Não parece haver argumento racional, econômico, ou pragmático que convença o governo Bolsonaro. Uma semana depois do discurso na abertura da Assembleia-Geral da Organização das Nações Unidas (ONU), quando o presidente evitou incinerar a "marca Brasil", recitando frases em que reconhecia a importância dos ativos ambientais, o ministro do Meio Ambiente, Ricardo Salles, joga gasolina na imagem chamuscada do país.
Enquanto o Brasil é questionado por seu manejo ambiental, Salles decide, com apoio de um conselho esvaziado, extinguir duas resoluções que delimitavam as áreas de proteção permanente (APPs) de manguezais e de restingas do litoral brasileiro.
O senso de oportunidade de Salles, que chega a ser chamado de "antiministro" ou de "ministro do ambiente zero", deveria ser objeto de estudo –para ser evitado. Na semana passada, o Banco Central informou a situação do investimento externo direto no Brasil: queda de 85% em agosto.

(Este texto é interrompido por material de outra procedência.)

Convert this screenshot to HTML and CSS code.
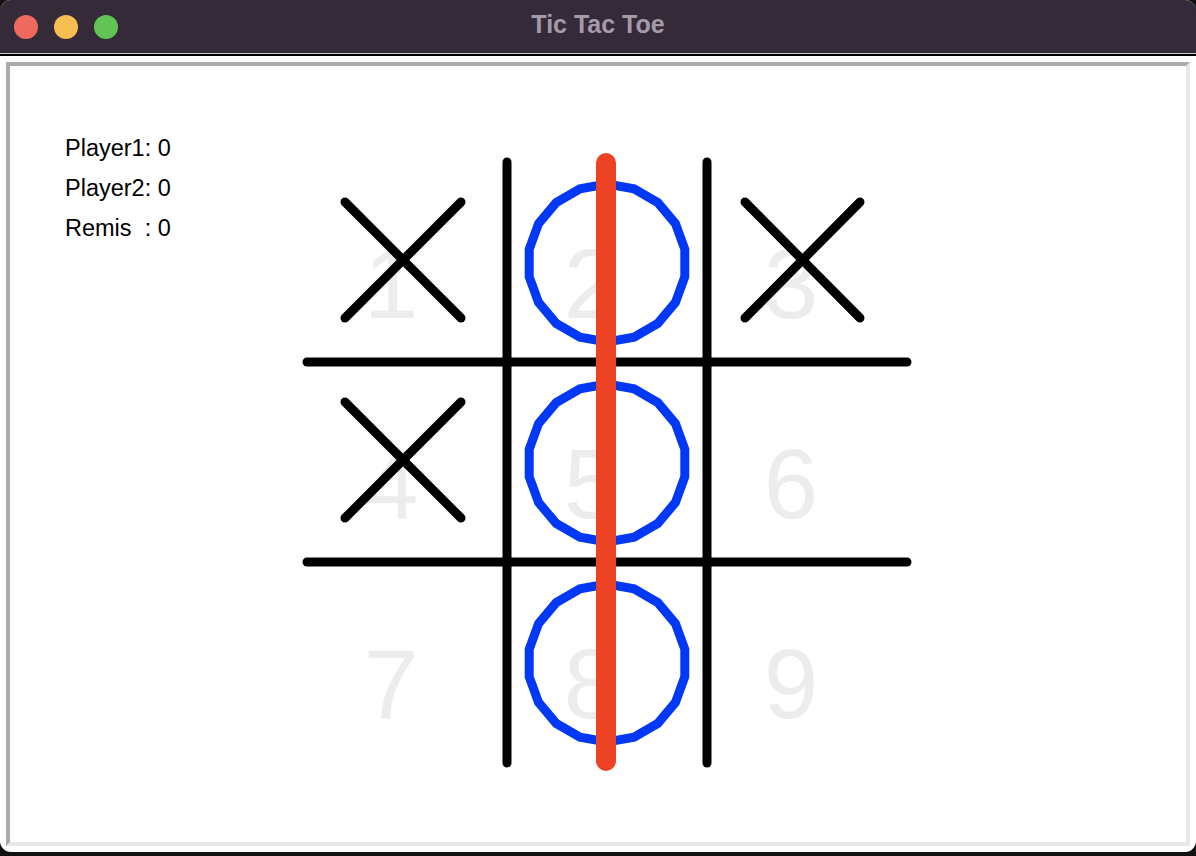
FILE: index.html
```html
<!DOCTYPE html>
<html lang="de">
<head>
<meta charset="utf-8">
<title>Tic Tac Toe</title>
<link rel="stylesheet" href="styles.css">
</head>
<body>
<div class="window">
  <div class="titlebar">
    <div class="lights">
      <span class="light red"></span>
      <span class="light yellow"></span>
      <span class="light green"></span>
    </div>
    <div class="title">Tic Tac Toe</div>
    <div class="spacer"></div>
  </div>
  <div class="content">
    <div class="canvas">
      <svg class="board" width="1176" height="776" viewBox="10 66 1176 776" xmlns="http://www.w3.org/2000/svg">
        <defs>
          <polygon id="o" points="0,-79 -27.02,-74.24 -50.78,-60.51 -68.41,-39.5 -77.8,-13.72 -77.8,13.72 -68.41,39.5 -50.78,60.51 -27.02,74.24 0,79 27.02,74.24 50.78,60.51 68.41,39.5 77.8,13.72 77.8,-13.72 68.41,-39.5 50.78,-60.51 27.02,-74.24"/>
        </defs>
        <g class="digits">
          <text x="391" y="318">1</text>
          <text x="591" y="318">2</text>
          <text x="791" y="318">3</text>
          <text x="391" y="518">4</text>
          <text x="591" y="518">5</text>
          <text x="791" y="518">6</text>
          <text x="391" y="718">7</text>
          <text x="591" y="718">8</text>
          <text x="791" y="718">9</text>
        </g>
        <g class="grid">
          <line x1="507" y1="162" x2="507" y2="763"/>
          <line x1="707" y1="162" x2="707" y2="763"/>
          <line x1="307" y1="362" x2="907" y2="362"/>
          <line x1="307" y1="562" x2="907" y2="562"/>
        </g>
        <g class="cross">
          <line x1="345" y1="202" x2="461" y2="318"/>
          <line x1="461" y1="202" x2="345" y2="318"/>
          <line x1="745" y1="202" x2="860" y2="318"/>
          <line x1="860" y1="202" x2="745" y2="318"/>
          <line x1="345" y1="402" x2="461" y2="518"/>
          <line x1="461" y1="402" x2="345" y2="518"/>
        </g>
        <g class="nought">
          <use href="#o" x="607" y="263"/>
          <use href="#o" x="607" y="463"/>
          <use href="#o" x="607" y="663"/>
        </g>
        <line class="win" x1="606" y1="163" x2="606" y2="761"/>
      </svg>
      <div class="scores">
        <div class="score">Player1: 0</div>
        <div class="score">Player2: 0</div>
        <div class="score">Remis  : 0</div>
      </div>
    </div>
  </div>
</div>
</body>
</html>
```
FILE: styles.css
```css
html, body {
  margin: 0;
  padding: 0;
}
body {
  background: #111111;
  width: 1196px;
  height: 856px;
  overflow: hidden;
}
.window {
  width: 1196px;
  height: 852px;
  background: #ffffff;
  border-radius: 11px;
  overflow: hidden;
}
.titlebar {
  height: 53px;
  background: #352a38;
  display: grid;
  grid-template-columns: 1fr auto 1fr;
  align-items: center;
  border-bottom: 1px solid #cfcfcf;
  box-shadow: 0 2px 0 #000000;
}
.lights {
  display: flex;
  gap: 16px;
  padding-left: 14px;
}
.light {
  width: 24px;
  height: 24px;
  border-radius: 50%;
}
.red { background: #ee6a5f; }
.yellow { background: #f6be50; }
.green { background: #61c454; }
.title {
  font-family: "Liberation Sans", Arial, sans-serif;
  font-weight: bold;
  font-size: 25px;
  color: #a59aa9;
  padding-bottom: 4px;
}
.content {
  padding: 8px 6px 6px 6px;
}
.canvas {
  width: 1176px;
  height: 776px;
  border-style: solid;
  border-width: 4px;
  border-color: #aaaaaa #e8e8e8 #e8e8e8 #aaaaaa;
  display: grid;
  background: #ffffff;
}
.board, .scores {
  grid-area: 1 / 1;
}
.board {
  display: block;
}
.scores {
  align-self: start;
  justify-self: start;
  padding: 62px 0 0 55px;
  font-family: "Liberation Sans", Arial, sans-serif;
  font-size: 23.5px;
  line-height: 40px;
  color: #000000;
}
.score {
  white-space: pre;
}
.digits text {
  font-family: "Liberation Sans", Arial, sans-serif;
  font-size: 98px;
  fill: #ececec;
  text-anchor: middle;
}
.grid line, .cross line {
  stroke: #000000;
  stroke-width: 9;
  stroke-linecap: round;
}
.nought use {
  fill: none;
  stroke: #0038f5;
  stroke-width: 9;
}
.win {
  stroke: #ee4224;
  stroke-width: 20;
  stroke-linecap: round;
}
```
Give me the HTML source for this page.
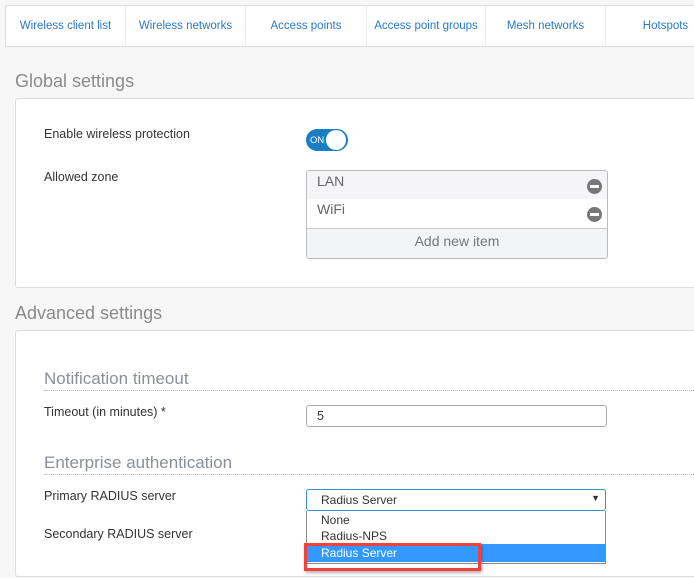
<!DOCTYPE html>
<html><head><style>
*{box-sizing:border-box;margin:0;padding:0}
body{width:694px;height:578px;overflow:hidden;background:#f7f7f7;font-family:"Liberation Sans",sans-serif;position:relative;color:#333}
.a{position:absolute}
.tabs{left:5px;top:5px;width:700px;height:42px;background:#fff;border:1px solid #ddd}
.tab{top:0;height:40px;line-height:40px;font-size:11.5px;color:#2a7ac4;text-align:center;border-right:1px solid #eee}
.h{font-size:18px;color:#8a8a8a;font-weight:300}
.panel{background:#fff;border:1px solid #ddd;border-radius:3px}
.lbl{font-size:12.5px;color:#333}
.sub{font-size:17px;color:#8a8f98;border-bottom:1px dotted #bbb;width:660px;height:22px}
.minus{width:15px;height:15px;border-radius:50%;background:#777;}
.minus:after{content:"";position:absolute;left:3px;top:6px;width:9px;height:3px;background:#fff}
</style></head><body>
<div class="a tabs">
<div class="a tab" style="left:0;width:120px">Wireless client list</div>
<div class="a tab" style="left:120px;width:120px">Wireless networks</div>
<div class="a tab" style="left:240px;width:121px">Access points</div>
<div class="a tab" style="left:361px;width:119px">Access point groups</div>
<div class="a tab" style="left:480px;width:120px">Mesh networks</div>
<div class="a tab" style="left:600px;width:120px">Hotspots</div>
</div>
<div class="a h" style="left:15px;top:71px">Global settings</div>
<div class="a panel" style="left:15px;top:98px;width:690px;height:190px"></div>
<div class="a lbl" style="left:44px;top:127px">Enable wireless protection</div>
<div class="a" style="left:306px;top:129px;width:42px;height:22px;border-radius:11px;background:#1a7ec7">
<span class="a" style="left:4px;top:6px;font-size:9.5px;color:#fff">ON</span>
<div class="a" style="left:20px;top:1px;width:20px;height:20px;border-radius:50%;background:#fff"></div></div>
<div class="a lbl" style="left:44px;top:170px">Allowed zone</div>
<div class="a" style="left:306px;top:170px;width:302px;height:89px;border:1px solid #bbb;border-radius:3px;overflow:hidden;background:#fff">
<div class="a" style="left:0;top:0;width:300px;height:28px;background:#f5f5f7"></div>
<div class="a" style="left:10px;top:2px;font-size:14px;color:#666">LAN</div>
<div class="a minus" style="left:280px;top:8px"></div>
<div class="a" style="left:10px;top:30px;font-size:14px;color:#666">WiFi</div>
<div class="a minus" style="left:280px;top:36px"></div>
<div class="a" style="left:0;top:57px;width:300px;height:31px;background:#f3f4f6;border-top:1px solid #ccc;text-align:center;line-height:24px;font-size:14px;color:#777">Add new item</div>
</div>
<div class="a h" style="left:15px;top:303px">Advanced settings</div>
<div class="a panel" style="left:15px;top:330px;width:690px;height:247px"></div>
<div class="a sub" style="left:44px;top:369px">Notification timeout</div>
<div class="a lbl" style="left:44px;top:405px">Timeout (in minutes) *</div>
<div class="a" style="left:306px;top:405px;width:301px;height:22px;border:1px solid #aaa;border-radius:3px;background:#fff;font-size:12.5px;padding:3px 10px">5</div>
<div class="a sub" style="left:44px;top:453px">Enterprise authentication</div>
<div class="a lbl" style="left:44px;top:489px">Primary RADIUS server</div>
<div class="a lbl" style="left:44px;top:527px">Secondary RADIUS server</div>
<div class="a" style="left:306px;top:489px;width:300px;height:22px;border:1px solid #3d8dc9;border-radius:3px;background:#fff;font-size:12px;padding:3px 14px">Radius Server<span class="a" style="right:5px;top:3px;font-size:9px">▼</span></div>
<div class="a" style="left:306px;top:511px;width:300px;height:53px;border:1px solid #888;border-top:none;background:#fff;font-size:12px">
<div style="padding:2px 14px 0;height:16px">None</div>
<div style="padding:2px 14px 0;height:17px">Radius-NPS</div>
<div style="padding:2px 14px 0;height:18px;background:#3399ff;color:#fff">Radius Server</div>
</div>
<div class="a" style="left:304px;top:543px;width:177px;height:28px;border:3px solid #f24040;box-shadow:1px 2px 3px rgba(0,0,0,.3)"></div>
</body></html>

Esse tipo de entrada de dólares no país não é de capital especulativo, é a que resulta em capacidade produtiva e projetos de longo prazo. Entre os motivos do tombo, estão a pandemia, a desconfiança com a situação fiscal do país e, de forma muito acentuada, o temor de investir em um pária climático global.
Se a intenção do ministro que queria "passar a boiada" foi provocar uma fuga adicional de aportes, provavelmente será bem-sucedido. No discurso da ONU, Bolsonaro tentou não adicionar desastre à tragédia da Amazônia e do Pantanal. Não teve grande êxito, mas ao menos esboçou uma reação. Se havia sobrado um pingo de água para aplacar a fogueira da "marca Brasil", foi consumido pela decisão de Salles.
O "antiministro" é tão contraproducente que já gerou pressões por sua demissão não por ambientalistas, mas por representantes do agronegócio. Grandes empresas do setor já buscam alternativas fora do governo para reduzir os danos à imagem do Brasil. E se ainda assim continua no cargo, não há dúvida: está fazendo o que foi chamado para fazer.